Tuesday, January 10, 2006


Shirin Neshat, Art Gallery of New South Wales, to 29 Jan 2006.

Start with a whinge or two…
Firstly, this is a very small exhibition, I was expecting more from a show at the Sydney Festival/AGNSW. Whilst at least two of her films have been seen in Sydney in recent years, including Turbulent (1998) at the AGNSW (for which there is a still photograph is this exhibition), It feels slight to have only one film in the exhibition and it was hoped that seeing a few together would enable further insight into her work.

Secondly the sound is terrible, why does a cinematic video work not include cinematic sound. It is not just that the sound has been set up to fail but it is so quite I actually could not hear it and as such have no idea of the quality of the soundtrack. The work must have been installed by someone with very sensitive ears or there is another reason for this. Sitting in the space I can clearly hear what is happening outside and this strongly distracts from the work. It also means the rather noisy projects are much loader than the soundtrack

Now I have gotten that off my chest the work ‘Tooba’ (2002) is a typically powerful work by Neshat, who is easily one of the most existing artist currently working with video. The installation is typical of her work, two screens that face off each other. The audience sits to the side or in the middle and watches (backward and forwards) the two screens. At times they are in time but different angles and sometime stories are told across the projections. This means one is never sure they have fully seen and grasped all the stories and images and requires perhaps three to four viewing to be certain (as it is less than 13 minutes long this is a possibility).



The imagery is typically breath taking filled with greys, grey browns & grey blues. The landscape, set around the Mexican villages of Tiracoz and Cuilapan, is large, hilly and barren except for the rather wonderful tree that forms the visual focus of the work.

Throughout the work we watch the villagers, the men make their way to the tree, watch it and finally join it. Again in typical Neshat fashion these faces are wonderfully gouged out by age. They dress in similar black suits and white shirts, all with similar blank expressions. They look to be thinking hard, focused on the tree.

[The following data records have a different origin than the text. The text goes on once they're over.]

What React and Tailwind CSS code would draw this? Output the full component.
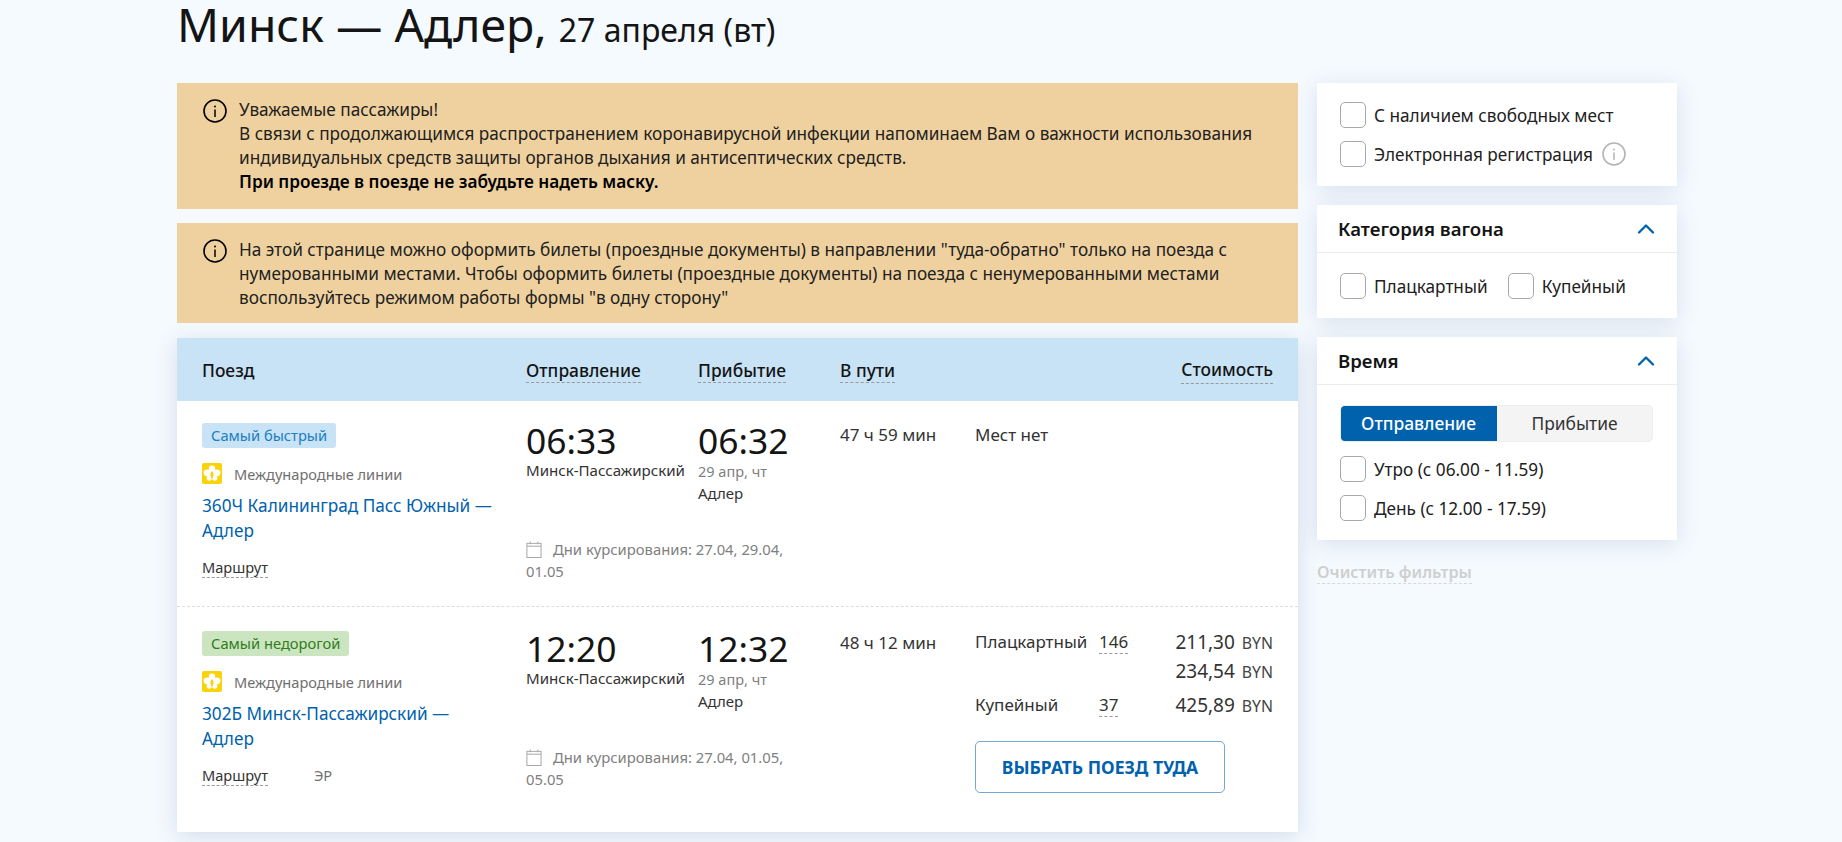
import { ChevronUp } from 'lucide-react';

const font = { fontFamily: '"Noto Sans", sans-serif' };

function InfoIcon({ className }) {
  return (
    <svg viewBox="0 0 24 24" fill="none" stroke="currentColor" className={className}>
      <circle cx="12" cy="12" r="11" strokeWidth="1.6" />
      <circle cx="12" cy="7.4" r="1" fill="currentColor" stroke="none" />
      <path d="M12 10.5v7.5" strokeWidth="1.5" />
    </svg>
  );
}

function CalendarIcon() {
  return (
    <svg viewBox="0 0 16 18" fill="none" stroke="#a3a3a3" strokeWidth="1" className="w-4 h-[17px] shrink-0">
      <rect x="0.5" y="2.5" width="15" height="15" />
      <path d="M0.5 5.5h15M4 0.5v3M12 0.5v3" />
    </svg>
  );
}

// orchid on yellow
function AirlineLogo() {
  return (
    <svg viewBox="0 0 20 21" className="w-5 h-[21px] shrink-0">
      <rect width="20" height="21" rx="2" fill="#f9d30a" />
      <ellipse cx="10" cy="5.6" rx="3.2" ry="3.2" fill="#fff" />
      <ellipse cx="5.4" cy="9.8" rx="3.8" ry="3.4" fill="#fff" />
      <ellipse cx="14.6" cy="9.8" rx="3.8" ry="3.4" fill="#fff" />
      <ellipse cx="7.2" cy="15" rx="2.6" ry="2.8" fill="#fff" />
      <ellipse cx="12.8" cy="15" rx="2.6" ry="2.8" fill="#fff" />
      <circle cx="10" cy="10.4" r="1.5" fill="#f9d30a" />
      <circle cx="10" cy="14" r="1.2" fill="#f9d30a" />
    </svg>
  );
}

function Checkbox({ label, children }) {
  return (
    <div className="flex items-center h-[26px] text-[#212121]">
      <span className="w-[26px] h-[26px] rounded-[5px] border border-[#a8a8a8] bg-white shrink-0" />
      <span className="ml-2 pt-[2px] text-[17.2px] leading-[26px] whitespace-nowrap">{label}</span>
      {children}
    </div>
  );
}

function Alert({ children, className = '' }) {
  return (
    <div className={`flex bg-[#efd19f] pl-[26px] pr-5 pt-[15px] text-[17.2px] leading-6 text-[#212121] ${className}`}>
      <InfoIcon className="w-6 h-6 shrink-0 text-black mt-px" />
      <div className="ml-3">{children}</div>
    </div>
  );
}

function SidebarCard({ title, children }) {
  return (
    <div className="bg-white shadow-[0_4px_22px_rgba(40,70,120,0.14)]">
      <div className="flex items-center justify-between h-[48px] pl-[21px] pr-[17px] border-b border-[#ebebeb]">
        <span className="text-[18.6px] font-semibold text-[#141414]">{title}</span>
        <ChevronUp className="w-7 h-7 text-[#0061ad]" strokeWidth={2} />
      </div>
      {children}
    </div>
  );
}

function Dashed({ children, className = '' }) {
  return <span className={`border-b border-dashed border-[#9a9a9a] ${className}`}>{children}</span>;
}

function Train({ badge, badgeClass, name, dep, arr, days, duration, children, extra, rowClass }) {
  return (
    <div className={`flex pl-[25px] pr-[25px] ${rowClass}`}>
      <div className="w-[324px] shrink-0">
        <span className={`inline-block align-top h-[25px] rounded-[3px] px-[9px] text-[14.7px] leading-[25px] ${badgeClass}`}>{badge}</span>
        <div className="flex items-center mt-[15px] h-[21px]">
          <AirlineLogo />
          <span className="ml-3 pt-[3px] text-[14.6px] text-[#707070]">Международные линии</span>
        </div>
        <div className="mt-[9px] w-[300px] text-[17.2px] leading-[25px] text-[#0061ad]">{name}</div>
        <div className="flex mt-[14px] text-[14.6px] leading-[20px] text-[#333]">
          <Dashed>Маршрут</Dashed>
          {extra && <span className="ml-[46px] text-[#707070]">{extra}</span>}
        </div>
      </div>
      <div className="w-[314px] shrink-0">
        <div className="flex h-[115px]">
          <div className="w-[172px]">
            <div className="text-[35.4px] leading-[34px] text-[#141414]">{dep}</div>
            <div className="text-[15.1px] leading-[26px] text-[#333] whitespace-nowrap">Минск-Пассажирский</div>
          </div>
          <div>
            <div className="text-[35.4px] leading-[34px] text-[#141414]">{arr}</div>
            <div className="mt-[3px] text-[14.5px] leading-[22px] text-[#808080]">29 апр, чт</div>
            <div className="text-[15px] leading-[22px] text-[#333]">Адлер</div>
          </div>
        </div>
        <div className="w-[270px] text-[14.8px] leading-[22px] text-[#808080]">
          <span className="inline-flex align-[-3px] mr-[11px]"><CalendarIcon /></span>
          Дни курсирования: {days}
        </div>
      </div>
      <div className="w-[135px] shrink-0 text-[17px] leading-[24px] text-[#333]">{duration}</div>
      <div className="flex-1 text-[17px] text-[#333]">{children}</div>
    </div>
  );
}

function Price({ type, seats, prices }) {
  return (
    <div className="flex">
      <span className="w-[124px] leading-[28px]">{type}</span>
      <span className="leading-[28px] h-fit"><Dashed>{seats}</Dashed></span>
      <div className="flex-1 text-right">
        {prices.map((p) => (
          <div key={p} className="leading-[29px] text-[19px] h-[29px] whitespace-nowrap">
            {p} <span className="text-[15.8px] ml-[2px] text-[#444]">BYN</span>
          </div>
        ))}
      </div>
    </div>
  );
}

export default function App() {
  return (
    <div style={font} className="h-[842px] overflow-hidden bg-[#f5faff] pl-[177px] pr-[165px]">
      <h1 className="h-[83px] text-[46.4px] leading-[48px] text-[#141414] whitespace-nowrap">
        Минск — Адлер, <span className="text-[32px]">27 апреля (вт)</span>
      </h1>
      <div className="flex gap-[19px]">
        <div className="w-[1121px] shrink-0">
          <div className="flex flex-col gap-[14px]">
            <Alert className="pb-[15px]">
              <div>
                Уважаемые пассажиры!
                <br />
                В связи с продолжающимся распространением коронавирусной инфекции напоминаем Вам о важности использования индивидуальных средств защиты органов дыхания и антисептических средств.
                <br />
                <b className="font-semibold text-black">При проезде в поезде не забудьте надеть маску.</b>
              </div>
            </Alert>
            <Alert className="pb-[13px]">
              На этой странице можно оформить билеты (проездные документы) в направлении "туда-обратно" только на поезда с нумерованными местами. Чтобы оформить билеты (проездные документы) на поезда с ненумерованными местами воспользуйтесь режимом работы формы "в одну сторону"
            </Alert>
          </div>
          <div className="mt-[15px] bg-white shadow-[0_4px_22px_rgba(40,70,120,0.16)]">
            <div className="flex items-center h-[63px] pt-px bg-[#c8e2f6] pl-[25px] pr-[25px] text-[17.4px] font-medium text-[#141414]">
              <span className="w-[324px]">Поезд</span>
              <span className="w-[172px]"><Dashed>Отправление</Dashed></span>
              <span className="w-[142px]"><Dashed>Прибытие</Dashed></span>
              <span className="flex-1"><Dashed>В пути</Dashed></span>
              <Dashed>Стоимость</Dashed>
            </div>
            <Train
              rowClass="pt-[22px] h-[206px] border-b border-dashed border-[#dddddd]"
              badge="Самый быстрый"
              badgeClass="bg-[#c8e2f6] text-[#1b7fc0]"
              name="360Ч Калининград Пасс Южный — Адлер"
              dep="06:33"
              arr="06:32"
              days="27.04, 29.04, 01.05"
              duration="47 ч 59 мин"
            >
              <div className="leading-[24px]">Мест нет</div>
            </Train>
            <Train
              rowClass="pt-[24px] h-[225px]"
              badge="Самый недорогой"
              badgeClass="bg-[#cce5c1] text-[#2f7d1b]"
              name="302Б Минск-Пассажирский — Адлер"
              dep="12:20"
              arr="12:32"
              days="27.04, 01.05, 05.05"
              duration="48 ч 12 мин"
              extra="ЭР"
            >
              <div className="-mt-[3px]">
                <Price type="Плацкартный" seats="146" prices={['211,30', '234,54']} />
                <div className="mt-[5px]"><Price type="Купейный" seats="37" prices={['425,89']} /></div>
              </div>
              <button className="mt-[21px] w-[250px] h-[52px] rounded-[5px] border border-[#74a8d3] bg-white text-[17.5px] font-bold text-[#0061ad]">
                ВЫБРАТЬ ПОЕЗД ТУДА
              </button>
            </Train>
          </div>
        </div>
        <div className="w-[360px] shrink-0">
          <div className="bg-white shadow-[0_4px_22px_rgba(40,70,120,0.14)] h-[103px] pl-[23px] pt-[19px] flex flex-col gap-[13px]">
            <Checkbox label="С наличием свободных мест" />
            <Checkbox label="Электронная регистрация">
              <span className="ml-[9px] text-[#b3b3b3]"><InfoIcon className="w-6 h-6" /></span>
            </Checkbox>
          </div>
          <div className="mt-[19px]">
            <SidebarCard title="Категория вагона">
              <div className="flex h-[65px] items-start pt-5 pl-[23px] gap-5">
                <Checkbox label="Плацкартный" />
                <Checkbox label="Купейный" />
              </div>
            </SidebarCard>
          </div>
          <div className="mt-[19px]">
            <SidebarCard title="Время">
              <div className="pl-[23px] pr-6 pt-5 h-[155px]">
                <div className="flex h-[37px] rounded-[5px] overflow-hidden bg-[#f4f4f4] border border-[#ededed] text-[17.4px]">
                  <span className="w-[157px] -m-px mr-0 bg-[#0061ad] text-white font-medium flex items-center justify-center">Отправление</span>
                  <span className="flex-1 flex items-center justify-center text-[#333]">Прибытие</span>
                </div>
                <div className="mt-[14px] flex flex-col gap-[13px]">
                  <Checkbox label="Утро (с 06.00 - 11.59)" />
                  <Checkbox label="День (с 12.00 - 17.59)" />
                </div>
              </div>
            </SidebarCard>
          </div>
          <div className="mt-5 text-[16.3px] font-semibold text-[#cfcfcf] leading-[24px]">
            <span className="border-b border-dashed border-[#d8d8d8]">Очистить фильтры</span>
          </div>
        </div>
      </div>
    </div>
  );
}
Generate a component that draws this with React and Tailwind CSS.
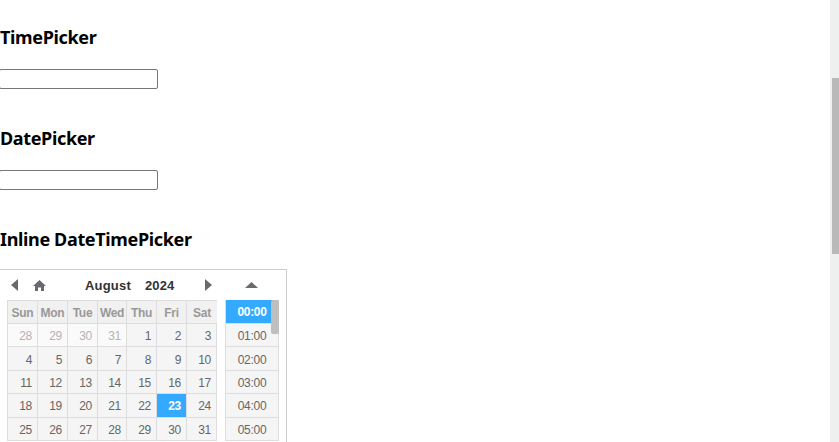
const weeks = [
  [[28, 1], [29, 1], [30, 1], [31, 1], [1], [2], [3]],
  [[4], [5], [6], [7], [8], [9], [10]],
  [[11], [12], [13], [14], [15], [16], [17]],
  [[18], [19], [20], [21], [22], [23, 0, 1], [24]],
  [[25], [26], [27], [28], [29], [30], [31]],
];
const days = ["Sun", "Mon", "Tue", "Wed", "Thu", "Fri", "Sat"];
const times = ["01:00", "02:00", "03:00", "04:00", "05:00"];

function Field({ title }) {
  return (
    <section className="h-[101px] pt-[25px]">
      <h2 className="h-[25px] text-[18px] leading-[25px] font-bold tracking-[-0.35px] text-black">{title}</h2>
      <input className="mt-[19px] ml-[-1px] block h-[20px] w-[159px] rounded-[2px] border border-[#767676] bg-white" />
    </section>
  );
}

function Arrow({ d, w, h, className }) {
  return (
    <svg width={w} height={h} viewBox={`0 0 ${w} ${h}`} className={className}>
      <path d={d} fill="#6d6870" />
    </svg>
  );
}

export default function App() {
  return (
    <div className="flex h-[442px] w-[839px] overflow-hidden bg-white font-['Liberation_Sans',sans-serif]">
      <main className="min-w-0 flex-1 font-['Noto_Sans',sans-serif]">
        <Field title="TimePicker" />
        <Field title="DatePicker" />
        <section className="pt-[25px]">
          <h2 className="h-[25px] text-[18px] leading-[25px] font-bold tracking-[-0.35px] text-black">Inline DateTimePicker</h2>
          <div className="mt-[17px] ml-[-1px] flex h-[200px] w-[288px] flex-col border border-[#ccc] pt-[4px] pl-[7px] font-['Liberation_Sans',sans-serif]">
            <div className="mb-[4px] flex h-[22px] w-[270px] shrink-0 items-center">
              <Arrow w={7} h={12} d="M7 0V12L0 6Z" className="ml-[4px]" />
              <Arrow w={13} h={11} d="M6.5 0L13 6H11V11H8V7.5H5V11H2V6H0Z" className="ml-[15px]" />
              <span className="ml-[39px] text-[13px] leading-none font-bold tracking-[0.2px] text-[#333]">August</span>
              <span className="ml-[14px] text-[13px] leading-none font-bold tracking-[0.1px] text-[#333]">2024</span>
              <Arrow w={7} h={12} d="M0 0V12L7 6Z" className="ml-[31px]" />
              <Arrow w={13} h={6} d="M6.5 0L13 6H0Z" className="ml-[33px]" />
            </div>
            <div className="flex gap-[8px]">
              <div className="grid w-[210px] shrink-0 grid-cols-[30px_30px_30px_29px_30px_30px_31px] border-b border-[#ddd] text-[12px] tracking-[-0.3px]">
                {days.map((d) => (
                  <div key={d} className="flex h-[23px] items-center justify-center border-t border-l border-[#ddd] bg-[#f1f1f1] pt-[2px] font-bold text-[#999] last:border-r">
                    {d}
                  </div>
                ))}
                {weeks.flat().map(([n, off, sel], i) => (
                  <div
                    key={i}
                    className={`flex h-[23.4px] items-center justify-end border-t border-l border-[#ddd] pt-[2px] pr-[5px] ${(i + 1) % 7 === 0 ? "border-r" : ""} ${sel ? "bg-[#33aaff] font-bold text-white" : off ? "bg-[#fafafa] text-[#b3b3b3]" : "bg-[#f5f5f5] text-[#666]"}`}
                  >
                    {n}
                  </div>
                ))}
              </div>
              <div className="relative h-[141px] w-[54px] shrink-0 border-x border-b border-[#ddd] text-center text-[12px] tracking-[-0.3px] text-[#666]">
                <div className="flex h-[23px] items-center justify-center bg-[#33aaff] pt-[1px] font-bold text-white">00:00</div>
                {times.map((t) => (
                  <div key={t} className="flex h-[23.4px] items-center justify-center border-t border-[#ddd] bg-[#f5f5f5] pt-[2px]">{t}</div>
                ))}
                <div className="absolute top-0 right-[-1px] h-[34px] w-[8px] rounded-[2px] bg-[#bfbfbf]" />
              </div>
            </div>
          </div>
        </section>
      </main>
      <aside className="flex w-[9px] shrink-0 flex-col bg-[#eef0ef] pt-[78px] pl-[2px]">
        <div className="h-[176px] bg-[#b9b9b9]" />
      </aside>
    </div>
  );
}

All of these elements go to make up the extremely powerful style of Neshat, one simply doesn’t walk away from these works, they stick for years. The simple cinema style, with simple or even slight narrative and the beauty of the cinematography points to the possibility of a truly art driven cinema.

.kk

Monday, December 05, 2005

over a period of a few years i wrote a series of self published review/concrete poetry e-mail outs. the idea was to write fast and publish fast. to have critical writing on the desktop of a small group of people that was about things happening in sydney that week. to me now it feels a lot like a proto-blog experience as we got use to using e-mail. the e-mails were full of noise and caused one off errors on different e-mail programs adding to the liveness of the posts.

this gives something of a feel for what i was doing
http://laudanum.net/pfe/pfe07.shtml

the index is http://laudanum.net/pfe/

pity the dates have been lost in the process of archiving

.kk

Saturday, November 26, 2005

Unpublished catalogue entry for the sound section DLux's D>Art 2005.

All of the works in this show require attention to the texture and the nature of sound itself, as well as to duration and how these sounds actually sit next to each other over time. In many ways the headphone is perfect for this attention to detail. Your ears are cocooned in your snug headphones, the rest of the world shut out… try closing your eyes. There is something very immediate in headphone listening. What is lost, however, is space for the sounds to play-out in, even if that space is the speaker box itself. It is often in space that these sounds collide and transform, music isn’t just the encoding on the disc.

What becomes clear with all of these works is the need for close listening, it is only through close listening that the intricacy of the drones and the specific nature of audio can be drawn out. Experimental musics require different efforts to the usual musical fair of pop and muzak. It is in the requirement for concentrated listening that the works in this show becomes truly transformative and generative. This close listening seems to resonate with Adorno’s demands on the listener in the 30’s and 40s, but maybe he was right as we are constantly distracted by technology. It is clear that in the face of mass networked distribution of music through the MPEG3 format it is Mac who have taken the lead in the re-territorialisation of a once tactical zone of culture and in doing so they have taken an area that was ripe for experimentation and quickly turned it into commodity and spectacle. In part this might be the reason for a turn against the computer mediated environment in experimental music as musicians return to earlier and perhaps simpler electronic technologies, shifting their practice away from the rhetoric of the computer driven entertainment industry.

In this show the call for concentrated listening requires the listener not be distracted by technology, but do we know the technology well enough that we can forget it or somehow move around it. To listen to this show, to hear it the listener must not be distracted by knobs and dials, they must ignore the desire to skip ahead. To hear these sounds one must ignore the space they are in and sit still. Once this is done the sound opens itself up for connections beyond the everyday.